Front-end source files

··········

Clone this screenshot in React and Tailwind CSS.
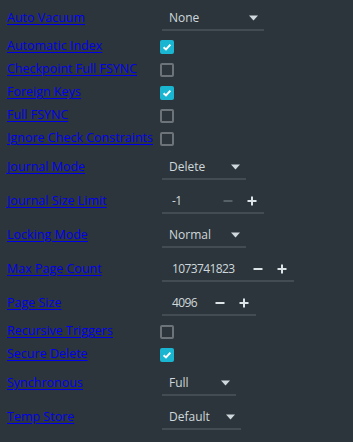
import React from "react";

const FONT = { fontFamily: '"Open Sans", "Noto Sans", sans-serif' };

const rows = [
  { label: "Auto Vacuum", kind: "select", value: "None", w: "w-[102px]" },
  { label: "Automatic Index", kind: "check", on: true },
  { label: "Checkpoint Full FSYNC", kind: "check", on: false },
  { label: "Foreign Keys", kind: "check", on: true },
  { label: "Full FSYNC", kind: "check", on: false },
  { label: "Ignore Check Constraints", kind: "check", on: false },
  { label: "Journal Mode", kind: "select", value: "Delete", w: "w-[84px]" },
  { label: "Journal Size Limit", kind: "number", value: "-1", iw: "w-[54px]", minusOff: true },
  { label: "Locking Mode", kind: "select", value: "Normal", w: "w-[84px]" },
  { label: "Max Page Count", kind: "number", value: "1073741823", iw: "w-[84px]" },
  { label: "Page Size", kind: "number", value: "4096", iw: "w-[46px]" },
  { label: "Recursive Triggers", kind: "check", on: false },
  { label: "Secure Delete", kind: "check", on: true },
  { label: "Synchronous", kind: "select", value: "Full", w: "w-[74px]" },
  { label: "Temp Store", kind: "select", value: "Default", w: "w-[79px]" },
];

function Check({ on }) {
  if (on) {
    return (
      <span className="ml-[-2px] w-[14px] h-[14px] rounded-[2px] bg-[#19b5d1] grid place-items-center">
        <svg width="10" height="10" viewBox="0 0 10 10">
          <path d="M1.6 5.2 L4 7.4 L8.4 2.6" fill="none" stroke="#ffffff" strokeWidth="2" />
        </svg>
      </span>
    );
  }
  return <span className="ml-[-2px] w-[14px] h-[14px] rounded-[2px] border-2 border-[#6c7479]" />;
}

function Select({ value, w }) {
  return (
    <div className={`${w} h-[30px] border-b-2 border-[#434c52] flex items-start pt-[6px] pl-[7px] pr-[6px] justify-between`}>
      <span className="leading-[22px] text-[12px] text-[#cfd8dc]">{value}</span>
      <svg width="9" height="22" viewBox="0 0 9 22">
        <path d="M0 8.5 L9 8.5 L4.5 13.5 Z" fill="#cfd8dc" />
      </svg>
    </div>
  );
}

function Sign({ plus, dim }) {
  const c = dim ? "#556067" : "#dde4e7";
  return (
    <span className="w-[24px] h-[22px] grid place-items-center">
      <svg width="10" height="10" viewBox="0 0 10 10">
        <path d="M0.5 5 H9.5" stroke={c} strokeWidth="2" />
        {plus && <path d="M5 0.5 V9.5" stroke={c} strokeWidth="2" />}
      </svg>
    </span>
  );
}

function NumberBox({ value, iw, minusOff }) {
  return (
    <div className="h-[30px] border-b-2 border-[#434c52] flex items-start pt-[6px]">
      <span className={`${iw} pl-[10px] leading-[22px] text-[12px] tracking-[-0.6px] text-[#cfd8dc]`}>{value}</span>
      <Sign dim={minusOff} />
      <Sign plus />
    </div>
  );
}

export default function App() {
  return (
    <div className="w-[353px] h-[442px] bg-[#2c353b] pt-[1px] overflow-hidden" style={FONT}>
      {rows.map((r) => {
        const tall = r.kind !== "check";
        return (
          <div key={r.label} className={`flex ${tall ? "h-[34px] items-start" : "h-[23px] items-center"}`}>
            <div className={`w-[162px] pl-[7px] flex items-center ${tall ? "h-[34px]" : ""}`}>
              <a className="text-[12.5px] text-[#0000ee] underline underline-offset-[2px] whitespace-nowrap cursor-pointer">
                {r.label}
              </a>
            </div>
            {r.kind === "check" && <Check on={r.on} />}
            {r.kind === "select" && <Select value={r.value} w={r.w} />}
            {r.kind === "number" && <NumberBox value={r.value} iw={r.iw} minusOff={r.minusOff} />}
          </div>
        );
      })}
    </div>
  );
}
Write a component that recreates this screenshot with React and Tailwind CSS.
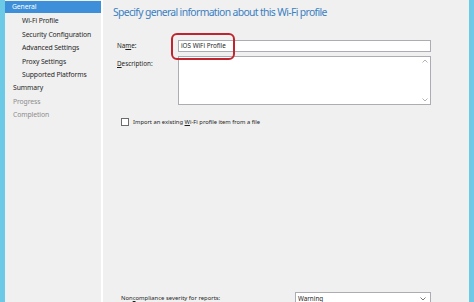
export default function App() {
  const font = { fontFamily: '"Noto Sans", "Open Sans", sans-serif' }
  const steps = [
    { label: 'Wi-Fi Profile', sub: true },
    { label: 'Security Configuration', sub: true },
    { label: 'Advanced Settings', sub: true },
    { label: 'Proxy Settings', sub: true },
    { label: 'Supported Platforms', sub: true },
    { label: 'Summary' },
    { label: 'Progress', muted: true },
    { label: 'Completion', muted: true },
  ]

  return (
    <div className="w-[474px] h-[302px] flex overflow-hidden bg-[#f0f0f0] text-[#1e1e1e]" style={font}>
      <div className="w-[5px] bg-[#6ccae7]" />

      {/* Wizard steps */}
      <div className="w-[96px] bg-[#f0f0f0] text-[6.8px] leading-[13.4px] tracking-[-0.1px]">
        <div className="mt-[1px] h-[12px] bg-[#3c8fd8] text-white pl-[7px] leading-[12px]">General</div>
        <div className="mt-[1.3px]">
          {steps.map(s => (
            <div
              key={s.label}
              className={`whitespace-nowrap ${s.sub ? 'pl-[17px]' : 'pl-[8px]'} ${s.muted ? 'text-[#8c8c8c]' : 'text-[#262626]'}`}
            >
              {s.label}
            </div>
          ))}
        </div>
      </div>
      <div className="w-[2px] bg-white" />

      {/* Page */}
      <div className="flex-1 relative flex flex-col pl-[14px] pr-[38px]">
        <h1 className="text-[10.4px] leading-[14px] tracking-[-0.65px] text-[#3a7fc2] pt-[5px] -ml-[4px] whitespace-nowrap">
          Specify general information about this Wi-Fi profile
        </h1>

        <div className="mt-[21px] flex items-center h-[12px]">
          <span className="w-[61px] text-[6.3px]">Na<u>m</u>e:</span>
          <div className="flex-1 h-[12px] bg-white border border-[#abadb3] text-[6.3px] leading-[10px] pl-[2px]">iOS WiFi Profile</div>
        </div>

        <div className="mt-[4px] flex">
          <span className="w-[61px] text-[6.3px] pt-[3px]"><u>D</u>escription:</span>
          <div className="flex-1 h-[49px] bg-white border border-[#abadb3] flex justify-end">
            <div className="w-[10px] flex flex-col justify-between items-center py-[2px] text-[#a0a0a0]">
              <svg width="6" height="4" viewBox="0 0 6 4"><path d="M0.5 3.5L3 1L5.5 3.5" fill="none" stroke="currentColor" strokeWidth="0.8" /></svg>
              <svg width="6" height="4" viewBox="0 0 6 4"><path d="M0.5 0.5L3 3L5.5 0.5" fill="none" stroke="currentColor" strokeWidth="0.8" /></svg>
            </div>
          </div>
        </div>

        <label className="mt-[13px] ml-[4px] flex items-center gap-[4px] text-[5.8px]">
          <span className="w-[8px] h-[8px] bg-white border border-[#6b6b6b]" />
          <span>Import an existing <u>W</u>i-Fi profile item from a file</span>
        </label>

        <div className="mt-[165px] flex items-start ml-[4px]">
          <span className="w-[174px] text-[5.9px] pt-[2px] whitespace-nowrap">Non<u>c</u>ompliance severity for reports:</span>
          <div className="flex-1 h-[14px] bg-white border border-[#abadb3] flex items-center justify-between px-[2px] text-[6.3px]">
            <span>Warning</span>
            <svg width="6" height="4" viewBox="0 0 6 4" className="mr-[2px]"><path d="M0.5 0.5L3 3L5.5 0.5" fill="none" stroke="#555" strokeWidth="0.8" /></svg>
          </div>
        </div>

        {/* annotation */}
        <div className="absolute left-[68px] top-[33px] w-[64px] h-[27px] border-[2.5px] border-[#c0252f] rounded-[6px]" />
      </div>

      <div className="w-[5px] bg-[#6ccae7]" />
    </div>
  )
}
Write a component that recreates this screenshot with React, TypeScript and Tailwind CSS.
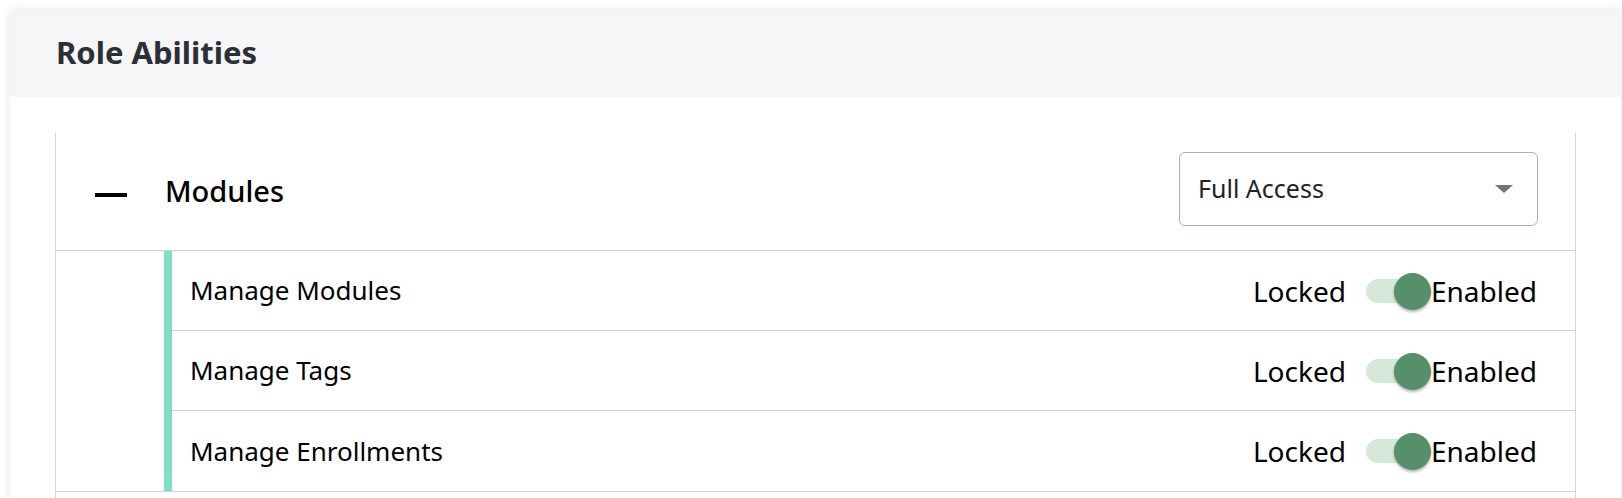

··········

[Brief] Write out each entry exactly as given, omitting any picture.

[Answer]
Clone this screenshot in React and Tailwind CSS.
import React from "react";

const FONT = { fontFamily: '"Open Sans", "Noto Sans", sans-serif' };

const rows = [
  { label: "Auto Vacuum", kind: "select", value: "None", w: "w-[102px]" },
  { label: "Automatic Index", kind: "check", on: true },
  { label: "Checkpoint Full FSYNC", kind: "check", on: false },
  { label: "Foreign Keys", kind: "check", on: true },
  { label: "Full FSYNC", kind: "check", on: false },
  { label: "Ignore Check Constraints", kind: "check", on: false },
  { label: "Journal Mode", kind: "select", value: "Delete", w: "w-[84px]" },
  { label: "Journal Size Limit", kind: "number", value: "-1", iw: "w-[54px]", minusOff: true },
  { label: "Locking Mode", kind: "select", value: "Normal", w: "w-[84px]" },
  { label: "Max Page Count", kind: "number", value: "1073741823", iw: "w-[84px]" },
  { label: "Page Size", kind: "number", value: "4096", iw: "w-[46px]" },
  { label: "Recursive Triggers", kind: "check", on: false },
  { label: "Secure Delete", kind: "check", on: true },
  { label: "Synchronous", kind: "select", value: "Full", w: "w-[74px]" },
  { label: "Temp Store", kind: "select", value: "Default", w: "w-[79px]" },
];

function Check({ on }) {
  if (on) {
    return (
      <span className="ml-[-2px] w-[14px] h-[14px] rounded-[2px] bg-[#19b5d1] grid place-items-center">
        <svg width="10" height="10" viewBox="0 0 10 10">
          <path d="M1.6 5.2 L4 7.4 L8.4 2.6" fill="none" stroke="#ffffff" strokeWidth="2" />
        </svg>
      </span>
    );
  }
  return <span className="ml-[-2px] w-[14px] h-[14px] rounded-[2px] border-2 border-[#6c7479]" />;
}

function Select({ value, w }) {
  return (
    <div className={`${w} h-[30px] border-b-2 border-[#434c52] flex items-start pt-[6px] pl-[7px] pr-[6px] justify-between`}>
      <span className="leading-[22px] text-[12px] text-[#cfd8dc]">{value}</span>
      <svg width="9" height="22" viewBox="0 0 9 22">
        <path d="M0 8.5 L9 8.5 L4.5 13.5 Z" fill="#cfd8dc" />
      </svg>
    </div>
  );
}

function Sign({ plus, dim }) {
  const c = dim ? "#556067" : "#dde4e7";
  return (
    <span className="w-[24px] h-[22px] grid place-items-center">
      <svg width="10" height="10" viewBox="0 0 10 10">
        <path d="M0.5 5 H9.5" stroke={c} strokeWidth="2" />
        {plus && <path d="M5 0.5 V9.5" stroke={c} strokeWidth="2" />}
      </svg>
    </span>
  );
}

function NumberBox({ value, iw, minusOff }) {
  return (
    <div className="h-[30px] border-b-2 border-[#434c52] flex items-start pt-[6px]">
      <span className={`${iw} pl-[10px] leading-[22px] text-[12px] tracking-[-0.6px] text-[#cfd8dc]`}>{value}</span>
      <Sign dim={minusOff} />
      <Sign plus />
    </div>
  );
}

export default function App() {
  return (
    <div className="w-[353px] h-[442px] bg-[#2c353b] pt-[1px] overflow-hidden" style={FONT}>
      {rows.map((r) => {
        const tall = r.kind !== "check";
        return (
          <div key={r.label} className={`flex ${tall ? "h-[34px] items-start" : "h-[23px] items-center"}`}>
            <div className={`w-[162px] pl-[7px] flex items-center ${tall ? "h-[34px]" : ""}`}>
              <a className="text-[12.5px] text-[#0000ee] underline underline-offset-[2px] whitespace-nowrap cursor-pointer">
                {r.label}
              </a>
            </div>
            {r.kind === "check" && <Check on={r.on} />}
            {r.kind === "select" && <Select value={r.value} w={r.w} />}
            {r.kind === "number" && <NumberBox value={r.value} iw={r.iw} minusOff={r.minusOff} />}
          </div>
        );
      })}
    </div>
  );
}
Write a component that recreates this screenshot with React and Tailwind CSS.
export default function App() {
  const font = { fontFamily: '"Noto Sans", "Open Sans", sans-serif' }
  const steps = [
    { label: 'Wi-Fi Profile', sub: true },
    { label: 'Security Configuration', sub: true },
    { label: 'Advanced Settings', sub: true },
    { label: 'Proxy Settings', sub: true },
    { label: 'Supported Platforms', sub: true },
    { label: 'Summary' },
    { label: 'Progress', muted: true },
    { label: 'Completion', muted: true },
  ]

  return (
    <div className="w-[474px] h-[302px] flex overflow-hidden bg-[#f0f0f0] text-[#1e1e1e]" style={font}>
      <div className="w-[5px] bg-[#6ccae7]" />

      {/* Wizard steps */}
      <div className="w-[96px] bg-[#f0f0f0] text-[6.8px] leading-[13.4px] tracking-[-0.1px]">
        <div className="mt-[1px] h-[12px] bg-[#3c8fd8] text-white pl-[7px] leading-[12px]">General</div>
        <div className="mt-[1.3px]">
          {steps.map(s => (
            <div
              key={s.label}
              className={`whitespace-nowrap ${s.sub ? 'pl-[17px]' : 'pl-[8px]'} ${s.muted ? 'text-[#8c8c8c]' : 'text-[#262626]'}`}
            >
              {s.label}
            </div>
          ))}
        </div>
      </div>
      <div className="w-[2px] bg-white" />

      {/* Page */}
      <div className="flex-1 relative flex flex-col pl-[14px] pr-[38px]">
        <h1 className="text-[10.4px] leading-[14px] tracking-[-0.65px] text-[#3a7fc2] pt-[5px] -ml-[4px] whitespace-nowrap">
          Specify general information about this Wi-Fi profile
        </h1>

        <div className="mt-[21px] flex items-center h-[12px]">
          <span className="w-[61px] text-[6.3px]">Na<u>m</u>e:</span>
          <div className="flex-1 h-[12px] bg-white border border-[#abadb3] text-[6.3px] leading-[10px] pl-[2px]">iOS WiFi Profile</div>
        </div>

        <div className="mt-[4px] flex">
          <span className="w-[61px] text-[6.3px] pt-[3px]"><u>D</u>escription:</span>
          <div className="flex-1 h-[49px] bg-white border border-[#abadb3] flex justify-end">
            <div className="w-[10px] flex flex-col justify-between items-center py-[2px] text-[#a0a0a0]">
              <svg width="6" height="4" viewBox="0 0 6 4"><path d="M0.5 3.5L3 1L5.5 3.5" fill="none" stroke="currentColor" strokeWidth="0.8" /></svg>
              <svg width="6" height="4" viewBox="0 0 6 4"><path d="M0.5 0.5L3 3L5.5 0.5" fill="none" stroke="currentColor" strokeWidth="0.8" /></svg>
            </div>
          </div>
        </div>

        <label className="mt-[13px] ml-[4px] flex items-center gap-[4px] text-[5.8px]">
          <span className="w-[8px] h-[8px] bg-white border border-[#6b6b6b]" />
          <span>Import an existing <u>W</u>i-Fi profile item from a file</span>
        </label>

        <div className="mt-[165px] flex items-start ml-[4px]">
          <span className="w-[174px] text-[5.9px] pt-[2px] whitespace-nowrap">Non<u>c</u>ompliance severity for reports:</span>
          <div className="flex-1 h-[14px] bg-white border border-[#abadb3] flex items-center justify-between px-[2px] text-[6.3px]">
            <span>Warning</span>
            <svg width="6" height="4" viewBox="0 0 6 4" className="mr-[2px]"><path d="M0.5 0.5L3 3L5.5 0.5" fill="none" stroke="#555" strokeWidth="0.8" /></svg>
          </div>
        </div>

        {/* annotation */}
        <div className="absolute left-[68px] top-[33px] w-[64px] h-[27px] border-[2.5px] border-[#c0252f] rounded-[6px]" />
      </div>

      <div className="w-[5px] bg-[#6ccae7]" />
    </div>
  )
}
Write a component that recreates this screenshot with React, TypeScript and Tailwind CSS.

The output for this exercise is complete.